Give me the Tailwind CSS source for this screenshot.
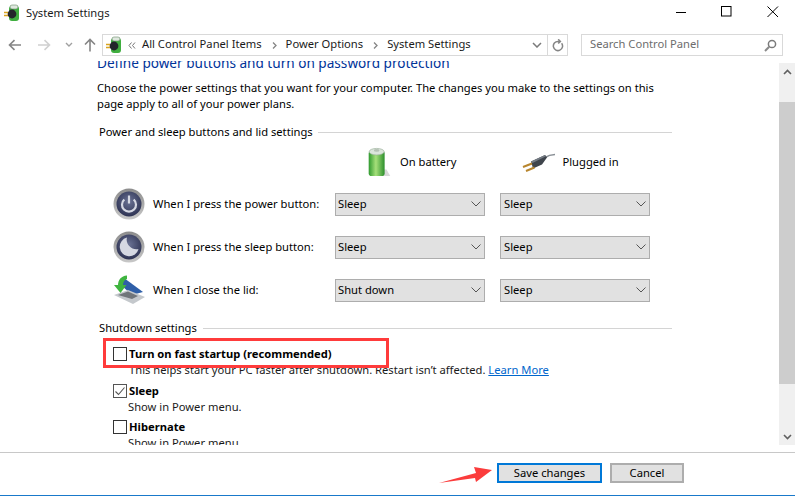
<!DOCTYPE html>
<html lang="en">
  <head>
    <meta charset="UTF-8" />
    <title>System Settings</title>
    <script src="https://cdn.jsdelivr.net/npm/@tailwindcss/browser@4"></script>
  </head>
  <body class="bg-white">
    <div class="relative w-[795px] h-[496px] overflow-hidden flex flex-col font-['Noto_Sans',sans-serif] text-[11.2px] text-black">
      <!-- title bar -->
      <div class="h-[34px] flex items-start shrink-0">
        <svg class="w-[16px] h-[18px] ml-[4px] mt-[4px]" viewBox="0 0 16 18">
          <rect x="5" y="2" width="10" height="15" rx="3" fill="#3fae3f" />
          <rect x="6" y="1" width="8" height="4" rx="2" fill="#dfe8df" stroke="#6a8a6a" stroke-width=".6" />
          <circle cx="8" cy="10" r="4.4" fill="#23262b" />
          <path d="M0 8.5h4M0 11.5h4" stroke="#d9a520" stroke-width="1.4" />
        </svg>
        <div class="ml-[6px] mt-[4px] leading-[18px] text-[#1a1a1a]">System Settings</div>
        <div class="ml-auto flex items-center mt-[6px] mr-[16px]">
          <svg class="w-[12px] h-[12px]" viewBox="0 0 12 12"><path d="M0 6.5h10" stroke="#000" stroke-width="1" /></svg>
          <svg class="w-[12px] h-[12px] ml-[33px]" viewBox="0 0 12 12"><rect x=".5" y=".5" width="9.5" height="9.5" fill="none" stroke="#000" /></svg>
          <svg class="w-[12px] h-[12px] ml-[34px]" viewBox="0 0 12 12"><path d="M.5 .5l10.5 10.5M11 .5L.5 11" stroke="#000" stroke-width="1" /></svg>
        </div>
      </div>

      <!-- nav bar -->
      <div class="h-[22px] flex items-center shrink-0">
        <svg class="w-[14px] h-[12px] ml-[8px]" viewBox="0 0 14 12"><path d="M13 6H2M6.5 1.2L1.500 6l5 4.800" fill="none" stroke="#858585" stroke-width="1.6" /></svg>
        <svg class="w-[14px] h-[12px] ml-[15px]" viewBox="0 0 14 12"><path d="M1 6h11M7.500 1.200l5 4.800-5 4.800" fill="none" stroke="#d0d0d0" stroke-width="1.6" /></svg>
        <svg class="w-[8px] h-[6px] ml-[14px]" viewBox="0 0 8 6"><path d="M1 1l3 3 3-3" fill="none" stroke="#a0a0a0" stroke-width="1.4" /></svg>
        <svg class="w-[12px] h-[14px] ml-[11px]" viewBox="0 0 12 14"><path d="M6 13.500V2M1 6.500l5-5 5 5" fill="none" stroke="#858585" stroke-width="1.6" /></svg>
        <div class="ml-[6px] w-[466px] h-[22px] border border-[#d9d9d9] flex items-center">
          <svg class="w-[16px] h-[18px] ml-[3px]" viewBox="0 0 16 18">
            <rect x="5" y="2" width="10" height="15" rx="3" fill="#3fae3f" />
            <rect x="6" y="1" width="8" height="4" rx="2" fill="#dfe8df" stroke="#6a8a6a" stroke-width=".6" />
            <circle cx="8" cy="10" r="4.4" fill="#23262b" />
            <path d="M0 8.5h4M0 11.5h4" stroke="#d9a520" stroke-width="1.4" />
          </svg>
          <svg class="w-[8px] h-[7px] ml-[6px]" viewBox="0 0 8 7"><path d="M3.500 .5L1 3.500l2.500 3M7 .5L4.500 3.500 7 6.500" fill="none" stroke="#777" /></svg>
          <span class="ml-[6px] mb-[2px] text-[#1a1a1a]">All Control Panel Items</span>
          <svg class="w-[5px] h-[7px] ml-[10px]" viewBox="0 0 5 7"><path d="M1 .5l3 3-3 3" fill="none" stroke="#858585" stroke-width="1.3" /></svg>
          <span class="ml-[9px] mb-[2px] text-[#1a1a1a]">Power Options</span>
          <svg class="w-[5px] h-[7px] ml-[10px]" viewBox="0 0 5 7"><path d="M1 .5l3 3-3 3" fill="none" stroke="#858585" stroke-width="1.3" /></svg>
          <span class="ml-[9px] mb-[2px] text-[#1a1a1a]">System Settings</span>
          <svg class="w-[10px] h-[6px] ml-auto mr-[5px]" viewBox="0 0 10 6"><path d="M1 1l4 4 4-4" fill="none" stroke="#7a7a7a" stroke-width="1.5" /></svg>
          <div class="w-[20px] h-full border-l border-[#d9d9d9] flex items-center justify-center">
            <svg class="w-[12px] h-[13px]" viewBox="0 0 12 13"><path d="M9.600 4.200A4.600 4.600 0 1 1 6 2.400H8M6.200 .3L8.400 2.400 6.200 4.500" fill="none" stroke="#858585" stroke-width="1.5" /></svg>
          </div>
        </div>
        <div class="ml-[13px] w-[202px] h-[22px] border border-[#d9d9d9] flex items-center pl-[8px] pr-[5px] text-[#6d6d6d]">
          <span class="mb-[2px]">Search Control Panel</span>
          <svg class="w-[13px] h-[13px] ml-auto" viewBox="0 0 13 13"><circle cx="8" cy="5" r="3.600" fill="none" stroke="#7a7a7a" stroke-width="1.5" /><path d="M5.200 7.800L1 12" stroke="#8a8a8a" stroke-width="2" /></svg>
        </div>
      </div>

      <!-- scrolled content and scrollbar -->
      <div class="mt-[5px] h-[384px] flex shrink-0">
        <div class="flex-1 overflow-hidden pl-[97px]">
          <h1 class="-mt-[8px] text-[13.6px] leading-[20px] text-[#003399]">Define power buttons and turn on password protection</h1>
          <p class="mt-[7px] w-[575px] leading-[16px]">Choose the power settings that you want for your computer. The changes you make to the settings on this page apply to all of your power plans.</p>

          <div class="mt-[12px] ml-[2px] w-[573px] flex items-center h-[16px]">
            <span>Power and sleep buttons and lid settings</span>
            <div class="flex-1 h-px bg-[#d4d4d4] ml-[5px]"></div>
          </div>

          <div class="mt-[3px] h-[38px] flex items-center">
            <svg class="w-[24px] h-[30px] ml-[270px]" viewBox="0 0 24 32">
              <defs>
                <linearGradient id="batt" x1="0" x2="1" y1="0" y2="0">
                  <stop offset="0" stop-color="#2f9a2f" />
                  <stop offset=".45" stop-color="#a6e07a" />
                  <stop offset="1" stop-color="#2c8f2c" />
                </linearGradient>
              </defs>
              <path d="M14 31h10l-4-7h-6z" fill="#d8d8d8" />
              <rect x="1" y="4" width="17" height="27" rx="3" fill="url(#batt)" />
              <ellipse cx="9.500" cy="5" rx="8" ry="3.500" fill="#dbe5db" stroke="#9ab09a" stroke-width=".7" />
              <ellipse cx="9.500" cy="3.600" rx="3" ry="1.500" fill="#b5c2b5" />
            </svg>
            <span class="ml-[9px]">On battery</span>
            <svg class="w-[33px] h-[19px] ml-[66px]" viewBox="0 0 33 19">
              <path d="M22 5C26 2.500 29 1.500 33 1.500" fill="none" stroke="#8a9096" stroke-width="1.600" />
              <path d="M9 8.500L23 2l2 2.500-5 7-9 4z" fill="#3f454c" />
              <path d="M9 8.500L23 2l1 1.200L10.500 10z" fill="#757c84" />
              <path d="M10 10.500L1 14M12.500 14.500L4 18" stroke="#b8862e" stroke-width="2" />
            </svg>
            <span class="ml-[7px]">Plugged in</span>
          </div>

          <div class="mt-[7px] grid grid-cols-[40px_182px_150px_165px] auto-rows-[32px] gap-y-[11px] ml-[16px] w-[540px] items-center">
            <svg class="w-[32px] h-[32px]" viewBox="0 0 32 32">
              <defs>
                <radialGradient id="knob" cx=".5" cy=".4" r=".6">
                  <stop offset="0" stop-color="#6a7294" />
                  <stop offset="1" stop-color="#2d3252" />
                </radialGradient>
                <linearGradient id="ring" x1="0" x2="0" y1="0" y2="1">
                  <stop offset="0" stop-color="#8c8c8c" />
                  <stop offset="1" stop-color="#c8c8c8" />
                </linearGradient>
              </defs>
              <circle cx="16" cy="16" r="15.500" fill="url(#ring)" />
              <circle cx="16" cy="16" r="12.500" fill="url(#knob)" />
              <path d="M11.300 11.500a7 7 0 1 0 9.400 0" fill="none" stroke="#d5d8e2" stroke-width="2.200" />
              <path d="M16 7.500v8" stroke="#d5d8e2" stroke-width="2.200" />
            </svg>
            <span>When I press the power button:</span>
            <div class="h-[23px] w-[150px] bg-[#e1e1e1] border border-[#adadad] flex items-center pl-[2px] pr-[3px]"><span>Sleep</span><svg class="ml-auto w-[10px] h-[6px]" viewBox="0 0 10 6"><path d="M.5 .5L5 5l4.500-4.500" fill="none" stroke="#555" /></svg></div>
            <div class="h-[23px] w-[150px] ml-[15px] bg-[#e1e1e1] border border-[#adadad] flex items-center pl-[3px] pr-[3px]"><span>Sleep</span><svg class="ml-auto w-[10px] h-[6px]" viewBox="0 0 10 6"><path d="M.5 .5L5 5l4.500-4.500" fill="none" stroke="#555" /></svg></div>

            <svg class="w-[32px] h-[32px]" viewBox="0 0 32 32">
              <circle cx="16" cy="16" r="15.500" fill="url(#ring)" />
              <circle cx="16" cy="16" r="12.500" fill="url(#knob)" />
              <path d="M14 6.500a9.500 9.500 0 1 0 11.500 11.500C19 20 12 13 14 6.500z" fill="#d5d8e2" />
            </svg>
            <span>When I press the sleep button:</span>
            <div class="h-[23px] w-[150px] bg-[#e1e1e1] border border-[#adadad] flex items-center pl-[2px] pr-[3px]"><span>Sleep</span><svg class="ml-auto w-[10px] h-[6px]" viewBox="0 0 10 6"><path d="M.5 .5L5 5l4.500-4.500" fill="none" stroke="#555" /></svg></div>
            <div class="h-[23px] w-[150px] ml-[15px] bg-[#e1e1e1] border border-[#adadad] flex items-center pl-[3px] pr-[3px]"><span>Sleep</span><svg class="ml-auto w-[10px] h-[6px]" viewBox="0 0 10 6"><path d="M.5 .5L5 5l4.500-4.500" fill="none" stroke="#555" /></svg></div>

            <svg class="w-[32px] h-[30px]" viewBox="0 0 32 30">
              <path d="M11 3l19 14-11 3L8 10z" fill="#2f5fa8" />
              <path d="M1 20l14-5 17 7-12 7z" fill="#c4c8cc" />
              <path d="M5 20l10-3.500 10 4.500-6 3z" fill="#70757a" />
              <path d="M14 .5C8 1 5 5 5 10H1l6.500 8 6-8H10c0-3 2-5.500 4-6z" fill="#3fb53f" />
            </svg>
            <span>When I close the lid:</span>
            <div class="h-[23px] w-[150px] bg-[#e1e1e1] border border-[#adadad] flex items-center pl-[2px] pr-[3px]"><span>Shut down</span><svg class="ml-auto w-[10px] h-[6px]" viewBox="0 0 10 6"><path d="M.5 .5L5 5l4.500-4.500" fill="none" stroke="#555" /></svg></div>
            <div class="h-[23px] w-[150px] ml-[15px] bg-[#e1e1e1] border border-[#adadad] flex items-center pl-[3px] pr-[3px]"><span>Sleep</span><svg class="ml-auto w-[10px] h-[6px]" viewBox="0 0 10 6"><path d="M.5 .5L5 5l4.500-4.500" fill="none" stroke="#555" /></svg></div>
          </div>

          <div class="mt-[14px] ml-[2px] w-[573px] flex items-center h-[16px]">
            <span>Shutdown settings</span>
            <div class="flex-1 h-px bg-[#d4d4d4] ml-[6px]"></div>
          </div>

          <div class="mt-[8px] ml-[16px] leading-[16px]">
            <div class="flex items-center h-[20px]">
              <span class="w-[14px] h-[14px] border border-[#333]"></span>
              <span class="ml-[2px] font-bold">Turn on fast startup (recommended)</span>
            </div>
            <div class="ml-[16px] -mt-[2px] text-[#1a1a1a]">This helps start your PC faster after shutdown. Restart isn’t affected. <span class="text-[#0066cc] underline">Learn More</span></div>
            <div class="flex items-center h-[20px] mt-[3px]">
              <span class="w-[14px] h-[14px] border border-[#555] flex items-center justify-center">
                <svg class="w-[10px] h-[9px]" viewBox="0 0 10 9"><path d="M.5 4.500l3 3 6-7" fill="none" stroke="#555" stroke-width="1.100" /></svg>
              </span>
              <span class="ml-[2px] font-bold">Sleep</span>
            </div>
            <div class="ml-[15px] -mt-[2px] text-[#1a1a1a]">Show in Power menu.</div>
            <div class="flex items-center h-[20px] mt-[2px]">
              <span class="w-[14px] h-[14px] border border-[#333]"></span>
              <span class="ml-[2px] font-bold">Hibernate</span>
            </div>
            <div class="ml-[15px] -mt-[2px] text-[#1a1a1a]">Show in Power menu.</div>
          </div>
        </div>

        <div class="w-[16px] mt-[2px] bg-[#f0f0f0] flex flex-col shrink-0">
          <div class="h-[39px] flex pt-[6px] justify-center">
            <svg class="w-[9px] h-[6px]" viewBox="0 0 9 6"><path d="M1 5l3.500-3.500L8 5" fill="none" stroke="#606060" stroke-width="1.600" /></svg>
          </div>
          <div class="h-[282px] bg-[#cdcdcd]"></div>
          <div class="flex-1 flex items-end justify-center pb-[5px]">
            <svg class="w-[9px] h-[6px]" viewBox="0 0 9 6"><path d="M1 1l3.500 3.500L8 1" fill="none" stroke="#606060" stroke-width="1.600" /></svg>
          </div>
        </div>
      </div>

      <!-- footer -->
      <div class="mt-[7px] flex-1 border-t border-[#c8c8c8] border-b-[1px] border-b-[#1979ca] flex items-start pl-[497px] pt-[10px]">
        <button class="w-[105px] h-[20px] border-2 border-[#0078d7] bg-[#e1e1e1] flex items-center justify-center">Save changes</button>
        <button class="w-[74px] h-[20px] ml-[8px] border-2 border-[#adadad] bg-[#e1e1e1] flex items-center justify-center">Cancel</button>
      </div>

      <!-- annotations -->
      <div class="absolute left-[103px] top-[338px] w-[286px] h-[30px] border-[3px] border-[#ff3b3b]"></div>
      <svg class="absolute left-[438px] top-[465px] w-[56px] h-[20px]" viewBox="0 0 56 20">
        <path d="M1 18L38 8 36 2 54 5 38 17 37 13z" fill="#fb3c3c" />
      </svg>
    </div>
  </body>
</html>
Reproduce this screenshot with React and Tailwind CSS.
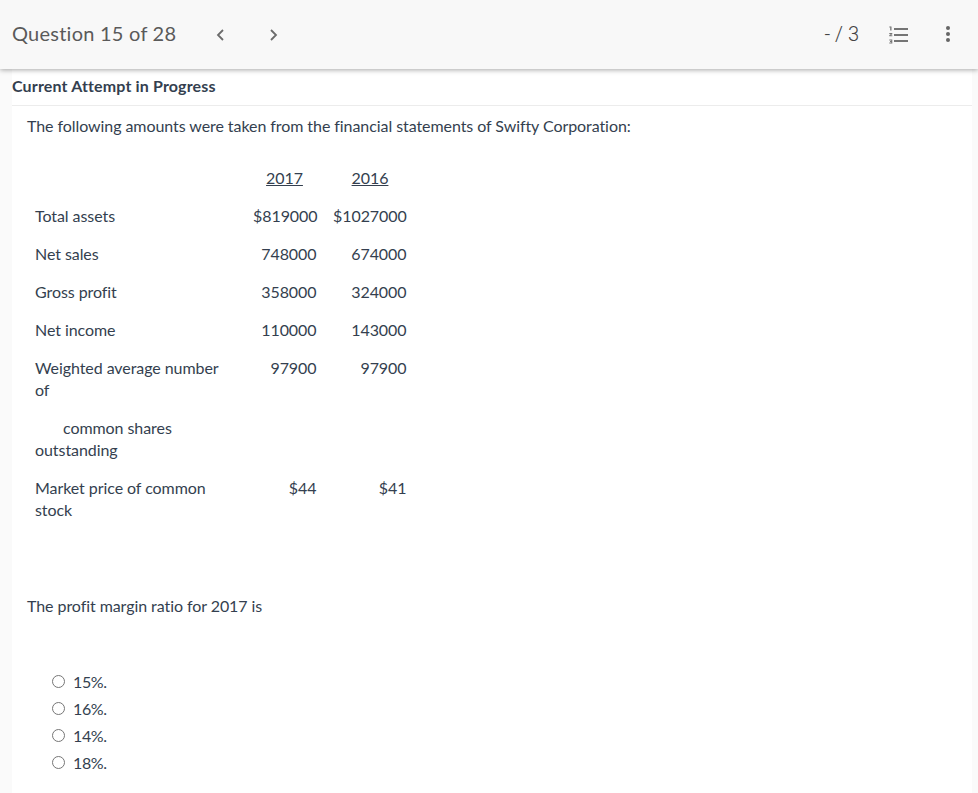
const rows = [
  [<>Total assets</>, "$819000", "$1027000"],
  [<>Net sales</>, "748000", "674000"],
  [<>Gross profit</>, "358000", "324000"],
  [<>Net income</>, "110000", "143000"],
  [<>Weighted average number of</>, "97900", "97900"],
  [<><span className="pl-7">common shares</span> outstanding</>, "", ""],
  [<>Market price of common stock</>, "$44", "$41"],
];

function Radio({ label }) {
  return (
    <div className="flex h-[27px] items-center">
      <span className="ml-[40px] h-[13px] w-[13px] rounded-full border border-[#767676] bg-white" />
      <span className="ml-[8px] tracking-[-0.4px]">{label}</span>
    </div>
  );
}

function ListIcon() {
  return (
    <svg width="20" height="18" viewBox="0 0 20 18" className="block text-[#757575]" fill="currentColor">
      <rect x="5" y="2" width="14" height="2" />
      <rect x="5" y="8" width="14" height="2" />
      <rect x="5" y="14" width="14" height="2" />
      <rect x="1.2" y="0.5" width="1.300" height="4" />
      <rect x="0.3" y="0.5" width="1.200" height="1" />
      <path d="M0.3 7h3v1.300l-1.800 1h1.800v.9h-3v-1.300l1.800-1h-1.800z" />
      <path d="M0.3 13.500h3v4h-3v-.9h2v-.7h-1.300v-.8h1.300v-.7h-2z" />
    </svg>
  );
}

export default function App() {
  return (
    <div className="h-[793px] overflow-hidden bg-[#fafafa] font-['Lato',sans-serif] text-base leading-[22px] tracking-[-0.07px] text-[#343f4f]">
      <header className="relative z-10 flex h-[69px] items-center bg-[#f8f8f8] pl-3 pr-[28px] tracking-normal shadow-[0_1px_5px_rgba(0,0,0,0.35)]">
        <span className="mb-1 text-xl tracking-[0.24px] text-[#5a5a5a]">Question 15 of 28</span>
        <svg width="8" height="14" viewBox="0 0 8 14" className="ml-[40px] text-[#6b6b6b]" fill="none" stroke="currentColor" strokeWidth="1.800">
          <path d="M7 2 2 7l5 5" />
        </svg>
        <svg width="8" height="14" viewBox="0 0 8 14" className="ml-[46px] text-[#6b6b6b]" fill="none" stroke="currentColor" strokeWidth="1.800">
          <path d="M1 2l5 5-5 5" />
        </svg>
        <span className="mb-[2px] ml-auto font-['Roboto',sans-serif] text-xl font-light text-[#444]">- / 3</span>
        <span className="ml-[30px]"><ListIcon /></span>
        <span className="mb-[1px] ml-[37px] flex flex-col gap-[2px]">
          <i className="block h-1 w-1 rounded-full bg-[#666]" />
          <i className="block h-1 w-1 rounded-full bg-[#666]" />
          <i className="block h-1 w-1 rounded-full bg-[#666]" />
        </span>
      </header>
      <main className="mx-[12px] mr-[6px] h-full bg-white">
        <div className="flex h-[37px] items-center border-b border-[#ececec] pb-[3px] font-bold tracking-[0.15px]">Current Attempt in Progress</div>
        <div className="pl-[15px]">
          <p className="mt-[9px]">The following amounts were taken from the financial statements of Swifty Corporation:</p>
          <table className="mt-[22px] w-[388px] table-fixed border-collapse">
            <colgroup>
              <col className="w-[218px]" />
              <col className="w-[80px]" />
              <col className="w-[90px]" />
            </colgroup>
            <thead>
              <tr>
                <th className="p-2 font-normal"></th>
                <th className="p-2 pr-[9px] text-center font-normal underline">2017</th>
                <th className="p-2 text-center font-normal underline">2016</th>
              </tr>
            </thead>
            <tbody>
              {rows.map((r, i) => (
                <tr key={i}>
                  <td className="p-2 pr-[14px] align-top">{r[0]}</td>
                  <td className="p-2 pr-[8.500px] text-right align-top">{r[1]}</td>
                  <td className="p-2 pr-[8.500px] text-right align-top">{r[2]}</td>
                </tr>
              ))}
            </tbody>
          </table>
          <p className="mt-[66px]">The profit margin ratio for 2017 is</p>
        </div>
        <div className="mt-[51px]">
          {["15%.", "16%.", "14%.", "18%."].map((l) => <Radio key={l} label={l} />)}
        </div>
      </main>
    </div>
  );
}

• WHAT YOU SHOULD DO
Show the lines where the word "screenshot" appears in the entries.

• EXPECTED ANSWER
Give me the Tailwind CSS source for this screenshot.
Reproduce this screenshot with React and Tailwind CSS.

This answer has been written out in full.